La Storia va avanti. La dagherrotipia si diffonde, arriva in Brasile e lo stesso Pietro II, sul ciglio di essere nominato secondo (e ultimo) Imperatore del Brasile, si innamora della fotografia nel 1840 e nomina un «fotografo della Corona», ancora prima della Regina Vittoria d’Inghilterra.
Ingegno brillante, per tutta la vita Hercule Florence continua a realizzare invenzioni legate alla stampa, quali la poligrafia, banconote non falsificabili e, dimostrando rara tenacia, anche una tecnica di riproduzione chiamata «pittura solare». Eppure nulla trapela verso Occidente.
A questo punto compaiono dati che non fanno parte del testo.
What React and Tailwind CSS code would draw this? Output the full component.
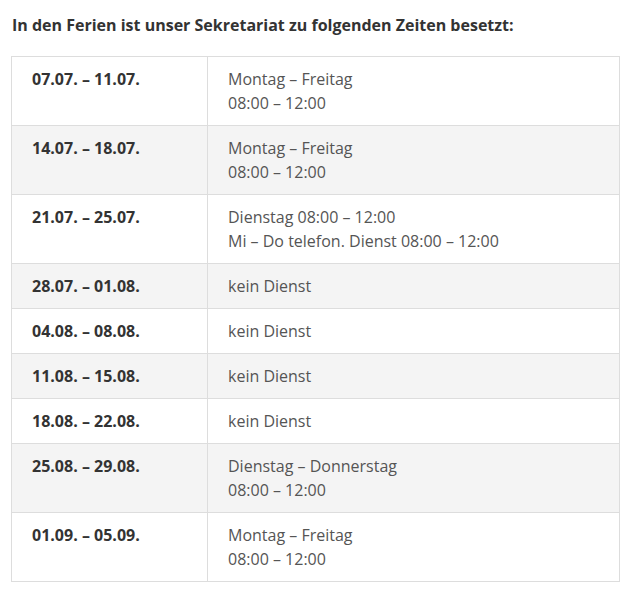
import React from "react";

const rows = [
  { dates: "07.07. – 11.07.", lines: ["Montag – Freitag", "08:00 – 12:00"] },
  { dates: "14.07. – 18.07.", lines: ["Montag – Freitag", "08:00 – 12:00"] },
  { dates: "21.07. – 25.07.", lines: ["Dienstag 08:00 – 12:00", "Mi – Do telefon. Dienst 08:00 – 12:00"] },
  { dates: "28.07. – 01.08.", lines: ["kein Dienst"] },
  { dates: "04.08. – 08.08.", lines: ["kein Dienst"] },
  { dates: "11.08. – 15.08.", lines: ["kein Dienst"] },
  { dates: "18.08. – 22.08.", lines: ["kein Dienst"] },
  { dates: "25.08. – 29.08.", lines: ["Dienstag – Donnerstag", "08:00 – 12:00"] },
  { dates: "01.09. – 05.09.", lines: ["Montag – Freitag", "08:00 – 12:00"] },
];

const App = () => {
  return (
    <div
      className="bg-white min-h-[596px] pl-[11px] pr-[21px] pt-[13px] text-[16px] leading-[24px] text-[#555]"
      style={{ fontFamily: '"Open Sans", "Liberation Sans", sans-serif' }}
    >
      <h2 className="pl-px font-bold text-[#333] text-[16px] leading-[24px]">
        In den Ferien ist unser Sekretariat zu folgenden Zeiten besetzt:
      </h2>

      <table className="mt-[19px] w-[609px] border-collapse border border-[#ddd]">
        <tbody>
          {rows.map((row, i) => (
            <tr key={row.dates} className={i % 2 === 1 ? "bg-[#f4f4f4]" : "bg-white"}>
              <td className="w-[196px] border border-[#ddd] px-5 pt-[10px] pb-[10px] align-top font-bold text-[#333]">
                {row.dates}
              </td>
              <td className="border border-[#ddd] px-5 pt-[10px] pb-[10px] align-top">
                {row.lines.map((line) => (
                  <div key={line}>{line}</div>
                ))}
              </td>
            </tr>
          ))}
        </tbody>
      </table>
    </div>
  );
};

export default App;
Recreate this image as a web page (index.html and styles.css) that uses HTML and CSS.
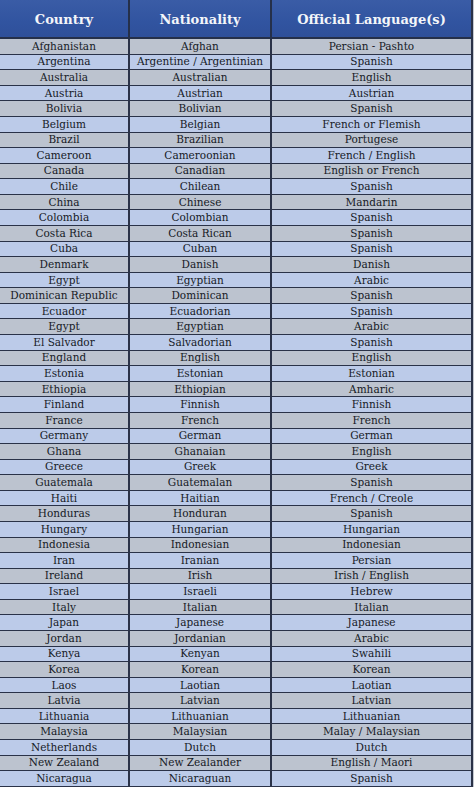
FILE: index.html
```html
<!DOCTYPE html>
<html>
<head>
<meta charset="utf-8">
<link rel="stylesheet" href="styles.css">
</head>
<body>
<table class="tbl">
<colgroup><col class="c1"><col class="c2"><col class="c3"></colgroup>
<thead>
<tr><th>Country</th><th>Nationality</th><th>Official Language(s)</th></tr>
</thead>
<tbody>
<tr><td>Afghanistan</td><td>Afghan</td><td>Persian - Pashto</td></tr>
<tr><td>Argentina</td><td>Argentine / Argentinian</td><td>Spanish</td></tr>
<tr><td>Australia</td><td>Australian</td><td>English</td></tr>
<tr><td>Austria</td><td>Austrian</td><td>Austrian</td></tr>
<tr><td>Bolivia</td><td>Bolivian</td><td>Spanish</td></tr>
<tr><td>Belgium</td><td>Belgian</td><td>French or Flemish</td></tr>
<tr><td>Brazil</td><td>Brazilian</td><td>Portugese</td></tr>
<tr><td>Cameroon</td><td>Cameroonian</td><td>French / English</td></tr>
<tr><td>Canada</td><td>Canadian</td><td>English or French</td></tr>
<tr><td>Chile</td><td>Chilean</td><td>Spanish</td></tr>
<tr><td>China</td><td>Chinese</td><td>Mandarin</td></tr>
<tr><td>Colombia</td><td>Colombian</td><td>Spanish</td></tr>
<tr><td>Costa Rica</td><td>Costa Rican</td><td>Spanish</td></tr>
<tr><td>Cuba</td><td>Cuban</td><td>Spanish</td></tr>
<tr><td>Denmark</td><td>Danish</td><td>Danish</td></tr>
<tr><td>Egypt</td><td>Egyptian</td><td>Arabic</td></tr>
<tr><td>Dominican Republic</td><td>Dominican</td><td>Spanish</td></tr>
<tr><td>Ecuador</td><td>Ecuadorian</td><td>Spanish</td></tr>
<tr><td>Egypt</td><td>Egyptian</td><td>Arabic</td></tr>
<tr><td>El Salvador</td><td>Salvadorian</td><td>Spanish</td></tr>
<tr><td>England</td><td>English</td><td>English</td></tr>
<tr><td>Estonia</td><td>Estonian</td><td>Estonian</td></tr>
<tr><td>Ethiopia</td><td>Ethiopian</td><td>Amharic</td></tr>
<tr><td>Finland</td><td>Finnish</td><td>Finnish</td></tr>
<tr><td>France</td><td>French</td><td>French</td></tr>
<tr><td>Germany</td><td>German</td><td>German</td></tr>
<tr><td>Ghana</td><td>Ghanaian</td><td>English</td></tr>
<tr><td>Greece</td><td>Greek</td><td>Greek</td></tr>
<tr><td>Guatemala</td><td>Guatemalan</td><td>Spanish</td></tr>
<tr><td>Haiti</td><td>Haitian</td><td>French / Creole</td></tr>
<tr><td>Honduras</td><td>Honduran</td><td>Spanish</td></tr>
<tr><td>Hungary</td><td>Hungarian</td><td>Hungarian</td></tr>
<tr><td>Indonesia</td><td>Indonesian</td><td>Indonesian</td></tr>
<tr><td>Iran</td><td>Iranian</td><td>Persian</td></tr>
<tr><td>Ireland</td><td>Irish</td><td>Irish / English</td></tr>
<tr><td>Israel</td><td>Israeli</td><td>Hebrew</td></tr>
<tr><td>Italy</td><td>Italian</td><td>Italian</td></tr>
<tr><td>Japan</td><td>Japanese</td><td>Japanese</td></tr>
<tr><td>Jordan</td><td>Jordanian</td><td>Arabic</td></tr>
<tr><td>Kenya</td><td>Kenyan</td><td>Swahili</td></tr>
<tr><td>Korea</td><td>Korean</td><td>Korean</td></tr>
<tr><td>Laos</td><td>Laotian</td><td>Laotian</td></tr>
<tr><td>Latvia</td><td>Latvian</td><td>Latvian</td></tr>
<tr><td>Lithuania</td><td>Lithuanian</td><td>Lithuanian</td></tr>
<tr><td>Malaysia</td><td>Malaysian</td><td>Malay / Malaysian</td></tr>
<tr><td>Netherlands</td><td>Dutch</td><td>Dutch</td></tr>
<tr><td>New Zealand</td><td>New Zealander</td><td>English / Maori</td></tr>
<tr><td>Nicaragua</td><td>Nicaraguan</td><td>Spanish</td></tr>
</tbody>
</table>
</body>
</html>
```
FILE: styles.css
```css
html, body {
  margin: 0;
  padding: 0;
  background: #c4c8d0;
}
.tbl {
  width: 472px;
  height: 787px;
  border-collapse: collapse;
  table-layout: fixed;
  font-family: "DejaVu Serif", serif;
  color: #161a26;
  border-right: 2px solid #2a3248;
}
.c1 { width: 129px; }
.c2 { width: 142px; }
.c3 { width: 201px; }
.tbl th {
  height: 35px;
  padding: 2px 0 0;
  background: linear-gradient(#3a5ca6, #3154a0 60%, #2f509a);
  color: #f4f6fa;
  font-size: 13px;
  font-weight: bold;
  text-align: center;
  border-left: 2px solid #25304a;
  border-bottom: 2px solid #25304a;
}
.tbl th:first-child, .tbl td:first-child { border-left: none; }
.tbl td {
  padding: 0;
  font-size: 10.5px;
  line-height: 13px;
  text-align: center;
  white-space: nowrap;
  overflow: hidden;
  border-left: 2px solid #2a3248;
  border-bottom: 1.6px solid #2a3248;
}
.tbl tbody tr:nth-child(odd) td { background: #bcc3cf; }
.tbl tbody tr:nth-child(even) td { background: #bccbe9; }
```
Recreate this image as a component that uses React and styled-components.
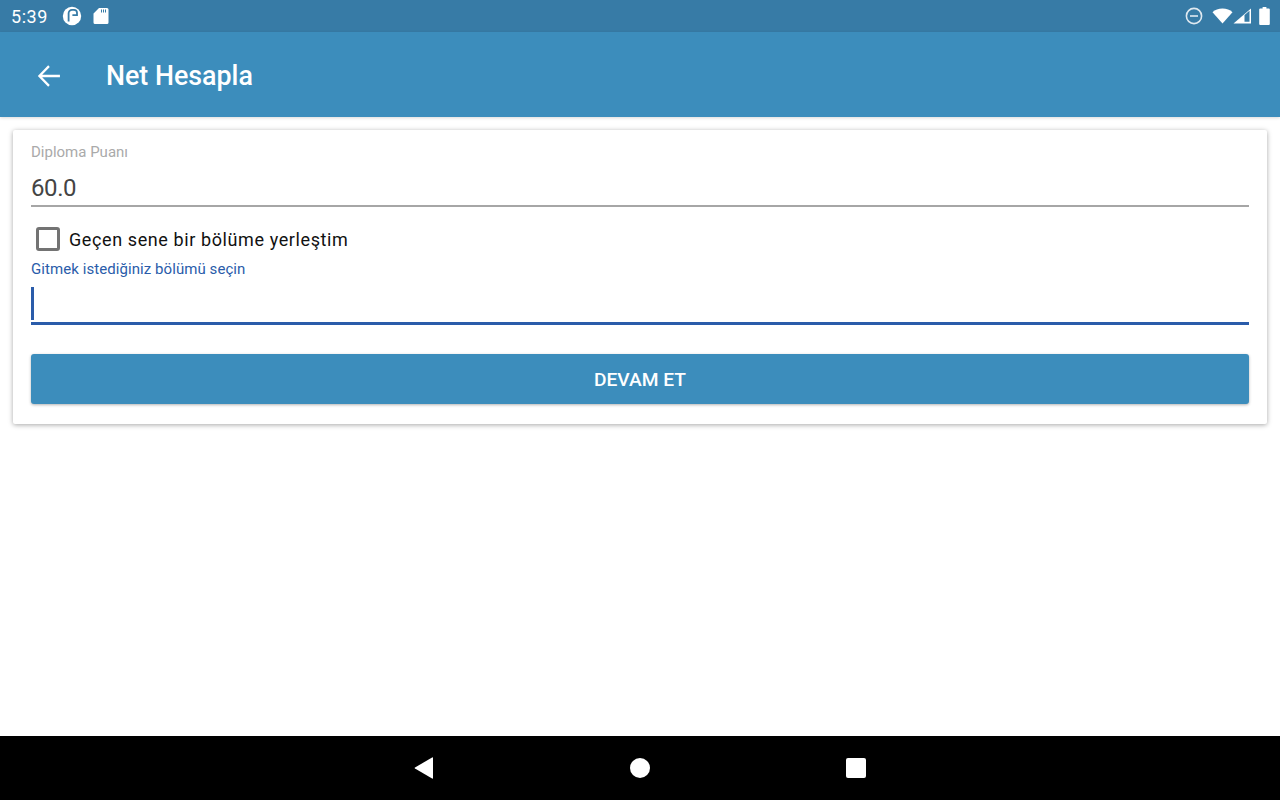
import React from 'react'
import styled, { createGlobalStyle } from 'styled-components'

const GlobalStyle = createGlobalStyle`
  html, body {
    margin: 0;
    padding: 0;
    background: #fff;
    font-family: Roboto, "Noto Sans", sans-serif;
  }
  * { box-sizing: border-box; }
`

export default function App() {
  return (
    <>
      <GlobalStyle />
      <Screen>
        <StatusBar>
          <StatusGroup>
            <Clock>5:39</Clock>
            <StatusIcon $left={14} width="20" height="20" viewBox="0 0 20 20">
              <circle cx="10" cy="10" r="9.2" fill="#fff" />
              <path d="M6.6 15.5V7.2a3.4 3.4 0 0 1 3.4-3.4h2a3 3 0 0 1 3 3v2.4h-4.6" fill="none" stroke="#377ba6" strokeWidth="1.8" />
            </StatusIcon>
            <StatusIcon $left={11} width="16" height="18" viewBox="0 0 16 18">
              <path d="M6 1h8a1.5 1.5 0 0 1 1.5 1.5v13a1.5 1.5 0 0 1-1.5 1.5H2a1.5 1.5 0 0 1-1.5-1.5V6.5z" fill="#fff" />
              <path d="M8 2.5h1v3H8zM10 2.5h1v3h-1zM12 2.5h1v3h-1z" fill="#377ba6" />
            </StatusIcon>
          </StatusGroup>
          <StatusGroup>
            <StatusIcon $left={0} width="18" height="18" viewBox="0 0 18 18">
              <circle cx="9" cy="9" r="7.6" fill="none" stroke="#dfe9f0" strokeWidth="1.6" />
              <rect x="5" y="8.2" width="8" height="1.6" fill="#dfe9f0" />
            </StatusIcon>
            <StatusIcon $left={9} width="21" height="16" viewBox="0 0 21 16">
              <path d="M0.5 4.2C3 2 6.5 0.6 10.5 0.6s7.5 1.4 10 3.6L10.5 15.5z" fill="#fff" />
            </StatusIcon>
            <StatusIcon $left={0} width="19" height="16" viewBox="0 0 19 16">
              <path d="M0.5 15.5L18 0.5v15z" fill="#fff" />
              <path d="M11.5 13.8V7l5-4.3v11.1z" fill="#377ba6" />
            </StatusIcon>
            <StatusIcon $left={7} $right={10} width="11" height="18" viewBox="0 0 11 18">
              <path d="M3.6 0h3.8v1.6h2.4a1 1 0 0 1 1 1V17a1 1 0 0 1-1 1H1.2a1 1 0 0 1-1-1V2.6a1 1 0 0 1 1-1h2.4z" fill="#fff" />
            </StatusIcon>
          </StatusGroup>
        </StatusBar>
        <AppBar>
          <BackButton>
            <svg width="32" height="32" viewBox="0 0 24 24">
              <path d="M20.2 12H5.4M12 4.6L4.8 12l7.2 7.4" fill="none" stroke="#fff" strokeWidth="1.7" />
            </svg>
          </BackButton>
          <Title>Net Hesapla</Title>
        </AppBar>
        <Content>
          <Card>
            <FieldLabel>Diploma Puanı</FieldLabel>
            <FieldValue>60.0</FieldValue>
            <CheckRow>
              <CheckBox />
              <CheckText>Geçen sene bir bölüme yerleştim</CheckText>
            </CheckRow>
            <FieldLabel $focused>Gitmek istediğiniz bölümü seçin</FieldLabel>
            <FocusedInput>
              <Caret />
            </FocusedInput>
            <SubmitButton>DEVAM ET</SubmitButton>
          </Card>
        </Content>
        <NavBar>
          <NavSlot>
            <svg width="20" height="22" viewBox="0 0 20 22">
              <path d="M19 1v20a.6.6 0 0 1-.9.5L1 11.5a.6.6 0 0 1 0-1L18.1.5A.6.6 0 0 1 19 1z" fill="#fff" />
            </svg>
          </NavSlot>
          <NavSlot>
            <HomeDot />
          </NavSlot>
          <NavSlot>
            <RecentSquare />
          </NavSlot>
        </NavBar>
      </Screen>
    </>
  )
}

const Screen = styled.div`
  width: 1280px;
  height: 800px;
  display: flex;
  flex-direction: column;
  overflow: hidden;
`

const StatusBar = styled.div`
  height: 32px;
  flex: none;
  background: #377ba6;
  display: flex;
  align-items: center;
  justify-content: space-between;
  padding-left: 11px;
`

const StatusGroup = styled.div`
  display: flex;
  align-items: center;
`

const StatusIcon = styled.svg`
  flex: none;
  margin-left: ${p => p.$left}px;
  margin-right: ${p => p.$right || 0}px;
`

const Clock = styled.span`
  color: #fff;
  font-size: 18px;
  letter-spacing: 0.55px;
`

const AppBar = styled.div`
  height: 85px;
  flex: none;
  background: #3c8dbc;
  display: flex;
  align-items: center;
  box-shadow: 0 1px 3px rgba(0, 0, 0, 0.15);
  position: relative;
`

const BackButton = styled.div`
  width: 32px;
  height: 32px;
  margin-left: 33px;
  margin-top: 2px;
`

const Title = styled.h1`
  margin: 2px 0 0 41px;
  color: #fff;
  font-size: 26.8px;
  font-weight: 500;
`

const Content = styled.main`
  flex: 1;
  padding: 13px 13px 0;
`

const Card = styled.section`
  background: #fff;
  height: 294px;
  padding: 13px 18px 0;
  border-radius: 2px;
  box-shadow: 0 1px 5px rgba(0, 0, 0, 0.35);
`

const FieldLabel = styled.div`
  margin-top: ${p => (p.$focused ? '6px' : '0')};
  font-size: 15px;
  line-height: 18px;
  letter-spacing: ${p => (p.$focused ? '0.07px' : '0')};
  color: ${p => (p.$focused ? '#2a5caa' : '#aaaaaa')};
`

const FieldValue = styled.div`
  height: 46px;
  padding-top: 12px;
  font-size: 24px;
  line-height: 30px;
  letter-spacing: -0.4px;
  color: #444;
  border-bottom: 2px solid #a6a6a6;
`

const CheckRow = styled.div`
  display: flex;
  align-items: center;
  height: 30px;
  margin-top: 17px;
  padding-left: 5px;
`

const CheckBox = styled.div`
  width: 24px;
  height: 24px;
  border: 3px solid #737373;
  border-radius: 3px;
`

const CheckText = styled.span`
  margin-left: 9px;
  font-size: 18px;
  color: #111;
  letter-spacing: 0.6px;
`

const FocusedInput = styled.div`
  height: 41px;
  margin-top: 6px;
  padding-top: 3px;
  border-bottom: 3px solid #2a5caa;
`

const Caret = styled.div`
  width: 3px;
  height: 33px;
  background: #2a5caa;
`

const SubmitButton = styled.button`
  display: block;
  width: 100%;
  height: 50px;
  margin-top: 29px;
  border: 0;
  border-radius: 3px;
  background: #3c8dbc;
  color: #fff;
  font-family: inherit;
  font-size: 19.2px;
  font-weight: 500;
  box-shadow: 0 1px 3px rgba(0, 0, 0, 0.3);
`

const NavBar = styled.nav`
  height: 64px;
  flex: none;
  background: #000;
  display: flex;
  justify-content: center;
  align-items: center;
  gap: 176px;
`

const NavSlot = styled.div`
  width: 40px;
  display: flex;
  justify-content: center;
  align-items: center;
`

const HomeDot = styled.div`
  width: 20px;
  height: 20px;
  border-radius: 50%;
  background: #fff;
`

const RecentSquare = styled.div`
  width: 20px;
  height: 20px;
  border-radius: 2px;
  background: #fff;
`
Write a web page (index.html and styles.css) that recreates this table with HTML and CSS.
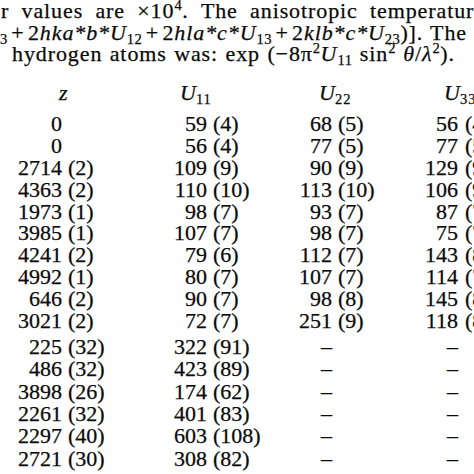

Florence viveva infatti in un luogo remoto, isolato dai circoli scientifici e artistici che avrebbero potuto accogliere le sue scoperte.
Solo nel secolo successivo, nel 1973, Boris Kossoy, fotografo e storico dell’arte brasiliano, «scopre» Hercule Florence e inizia accurate ricerche che lo porteranno ad avere conferma, tramite la George Eastman House di Rochester, New York, della validità della notizia: è accertato ufficialmente che Hercule Florence abbia inventato e realizzato in modo documentato il procedimento fotografico nel 1833. Boris Kossoy pubblica infine un libro che narra la vicenda.
Inoltre, su iniziativa di Università brasiliane, gli studi di zoofonia di Hercule Florence sono raccolti da Jacques Vieilliard nel 1978; oggi sono parte dell’archivio dei Laboratori di Bio-Acustica, del Neo-Tropical Sound Archive e dell’Amazonian Sound Archive (2005). Hanno inoltre ispirato artisti contemporanei di diverse discipline, tra cui Michael Fahres con il suo Zoophonia – The Search For Sound del 1995.
Un tributo tardivo ma dovuto, a un nuovo protagonista della Storia della Fotografia, riscritta ancora una una volta e sempre in grado di stupirci.